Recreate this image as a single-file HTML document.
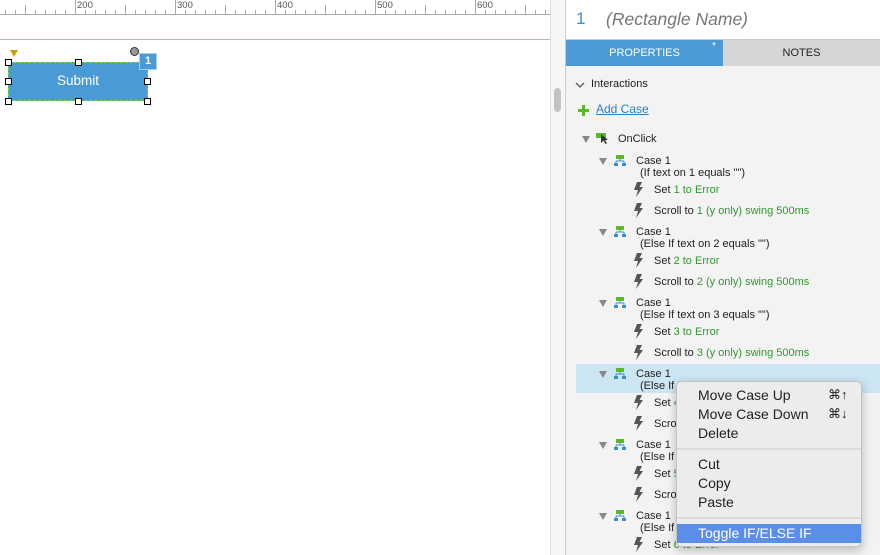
<!DOCTYPE html>
<html><head><meta charset="utf-8"><style>
*{margin:0;padding:0;box-sizing:border-box}
body{width:880px;height:555px;overflow:hidden;background:#fff;font-family:"Liberation Sans",sans-serif;position:relative}
.a{position:absolute;white-space:nowrap}
.t{font-size:11px;color:#222}
.g{color:#2e9a2e}
.tri{position:absolute;width:0;height:0;border-left:4px solid transparent;border-right:4px solid transparent;border-top:7px solid #888}
.h{position:absolute;width:7px;height:7px;border:1px solid #000;background:#fff}
.m{font-size:14px;color:#222;position:absolute;left:21px}
</style></head><body>
<div class="a" style="left:0;top:14px;width:550px;height:1px;background:#aaa"></div>
<svg class="a" style="left:0;top:0" width="550" height="15">
<g stroke="#aaa" stroke-width="1">
<path d="M5.5 10V14M15.5 10V14M25.5 5V14M35.5 10V14M45.5 10V14M55.5 10V14M65.5 10V14M75.5 0V14M85.5 10V14M95.5 10V14M105.5 10V14M115.5 10V14M125.5 5V14M135.5 10V14M145.5 10V14M155.5 10V14M165.5 10V14M175.5 0V14M185.5 10V14M195.5 10V14M205.5 10V14M215.5 10V14M225.5 5V14M235.5 10V14M245.5 10V14M255.5 10V14M265.5 10V14M275.5 0V14M285.5 10V14M295.5 10V14M305.5 10V14M315.5 10V14M325.5 5V14M335.5 10V14M345.5 10V14M355.5 10V14M365.5 10V14M375.5 0V14M385.5 10V14M395.5 10V14M405.5 10V14M415.5 10V14M425.5 5V14M435.5 10V14M445.5 10V14M455.5 10V14M465.5 10V14M475.5 0V14M485.5 10V14M495.5 10V14M505.5 10V14M515.5 10V14M525.5 5V14M535.5 10V14M545.5 10V14"/>
</g>
<g font-size="9.5" fill="#555" font-family="Liberation Sans"><text x="77" y="8">200</text><text x="177" y="8">300</text><text x="277" y="8">400</text><text x="377" y="8">500</text><text x="477" y="8">600</text></g>
</svg>
<div class="a" style="left:0;top:39px;width:550px;height:1px;background:#c9a6ea"></div>
<div class="a" style="left:8px;top:62px;width:140px;height:39px;background:#4a9bd5;border:1px dashed #6fe03a"></div>
<div class="a" style="left:8px;top:73px;width:140px;text-align:center;color:#fff;font-size:13.5px">Submit</div>
<div class="h" style="left:5px;top:59px"></div><div class="h" style="left:75px;top:59px"></div>
<div class="h" style="left:5px;top:78px"></div><div class="h" style="left:144px;top:78px"></div>
<div class="h" style="left:5px;top:98px"></div><div class="h" style="left:75px;top:98px"></div><div class="h" style="left:144px;top:98px"></div>
<div class="a" style="left:10px;top:50px;width:0;height:0;border-left:4px solid transparent;border-right:4px solid transparent;border-top:7px solid #c9a400"></div>
<div class="a" style="left:130px;top:47px;width:9px;height:9px;border-radius:50%;background:#999;border:1px solid #333"></div>
<div class="a" style="left:139px;top:53px;width:18px;height:17px;background:#4a9bd5;border:1px solid #a8d0ee;color:#fff;font-size:11px;font-weight:bold;text-align:center;line-height:15px">1</div>
<div class="a" style="left:550px;top:0;width:16px;height:555px;background:#f6f6f6;border-left:1px solid #e2e2e2;border-right:1px solid #ccc"></div>
<div class="a" style="left:554px;top:88px;width:7px;height:24px;border-radius:4px;background:#c2c2c2"></div>
<div class="a" style="left:566px;top:0;width:314px;height:40px;background:#fff;border-bottom:1px solid #ccc"></div>
<div class="a" style="left:576px;top:9px;font-size:17px;color:#3b8fce">1</div>
<div class="a" style="left:606px;top:9px;font-size:17.5px;color:#777;font-style:italic">(Rectangle Name)</div>
<div class="a" style="left:566px;top:40px;width:157px;height:26px;background:#4a9bd5;color:#fff;font-size:11px;text-align:center;line-height:26px">PROPERTIES</div>
<div class="a" style="left:712px;top:41px;color:#fff;font-size:10px">*</div>
<div class="a" style="left:723px;top:40px;width:157px;height:26px;background:#d6d6d6;color:#222;font-size:11px;text-align:center;line-height:26px">NOTES</div>
<div class="a" style="left:566px;top:66px;width:314px;height:489px;background:#f3f3f3"></div>
<svg class="a" style="left:575px;top:81px" width="10" height="8"><path d="M1 2L5 6L9 2" stroke="#555" fill="none" stroke-width="1.3"/></svg>
<div class="a t" style="left:591px;top:78px">Interactions</div>
<div class="a" style="left:578px;top:109px;width:11px;height:3px;background:#5cb82a"></div>
<div class="a" style="left:582px;top:105px;width:3px;height:11px;background:#5cb82a"></div>
<div class="a" style="left:596px;top:102px;font-size:12px;color:#2a7fc0;text-decoration:underline">Add Case</div>
<div class="tri" style="left:582px;top:136px"></div>
<div class="a" style="left:596px;top:133px;width:10px;height:5px;background:#5cb82a"></div>
<svg class="a" style="left:600px;top:133px" width="10" height="12"><path d="M1 1L1 10L3.5 7.5L5.5 11L7 10.3L5 7L8 7Z" fill="#333"/></svg>
<div class="a t" style="left:618px;top:133px">OnClick</div>
<div class="a" style="left:576px;top:364px;width:304px;height:29px;background:#cde6f3"></div>
<div id="c"></div>
<div class="a" style="left:676px;top:381px;width:186px;height:166px;background:#ececec;border:1px solid #c4c4c4;border-radius:5px;box-shadow:0 3px 10px rgba(0,0,0,.25)">
<div class="m" style="top:5px">Move Case Up</div><div class="a" style="left:151px;top:5px;font-size:13px;color:#222">⌘↑</div>
<div class="m" style="top:24px">Move Case Down</div><div class="a" style="left:151px;top:24px;font-size:13px;color:#222">⌘↓</div>
<div class="m" style="top:43px">Delete</div>
<div class="a" style="left:0;top:66px;width:184px;height:2px;background:#dadada"></div>
<div class="m" style="top:74px">Cut</div>
<div class="m" style="top:93px">Copy</div>
<div class="m" style="top:112px">Paste</div>
<div class="a" style="left:0;top:135px;width:184px;height:2px;background:#dadada"></div>
<div class="a" style="left:0;top:142px;width:184px;height:19px;background:#5a8ee8"></div>
<div class="m" style="top:143px;color:#fff">Toggle IF/ELSE IF</div>
</div>
<script>
var h='',conds=['(If text on 1 equals "")','(Else If text on 2 equals "")','(Else If text on 3 equals "")','(Else If text on 4 equals "")','(Else If text on 5 equals "")','(Else If text on 6 equals "")'];
for(var i=0;i<6;i++){var T=161+71*i,n=i+1;
h+='<div class="tri" style="left:599px;top:'+(T-3)+'px"></div>';
h+='<svg class="a" style="left:613px;top:'+(T-6)+'px" width="14" height="12"><rect x="3" y="0" width="8" height="4" fill="#5cb82a"/><path d="M7 4V6M3 6H11M3 6V8M11 6V8" stroke="#3b8fce" fill="none"/><rect x="1" y="8" width="4" height="3" fill="#3b8fce"/><rect x="9" y="8" width="4" height="3" fill="#3b8fce"/></svg>';
h+='<div class="a t" style="left:636px;top:'+(T-6)+'px">Case 1</div>';
h+='<div class="a t" style="left:640px;top:'+(T+6)+'px">'+conds[i]+'</div>';
var bolt='<path d="M4 0L9 0L6.5 5L10 5L3 15L5 8L1 8Z" fill="#555"/>';
h+='<svg class="a" style="left:633px;top:'+(T+21)+'px" width="12" height="16">'+bolt+'</svg>';
h+='<div class="a t" style="left:654px;top:'+(T+23)+'px">Set <span class="g">'+n+' to Error</span></div>';
if(i<5){h+='<svg class="a" style="left:633px;top:'+(T+42)+'px" width="12" height="16">'+bolt+'</svg>';
h+='<div class="a t" style="left:654px;top:'+(T+44)+'px">Scroll to <span class="g">'+n+' (y only) swing 500ms</span></div>';}
}
document.getElementById('c').innerHTML=h;
</script>
</body></html>
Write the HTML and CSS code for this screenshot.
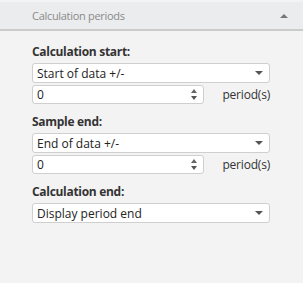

* * * * * * *

In the entries above, locate every line with the word "document" and copy it.

Recreate this image as a single-file HTML document.
document.getElementById('c').innerHTML=h;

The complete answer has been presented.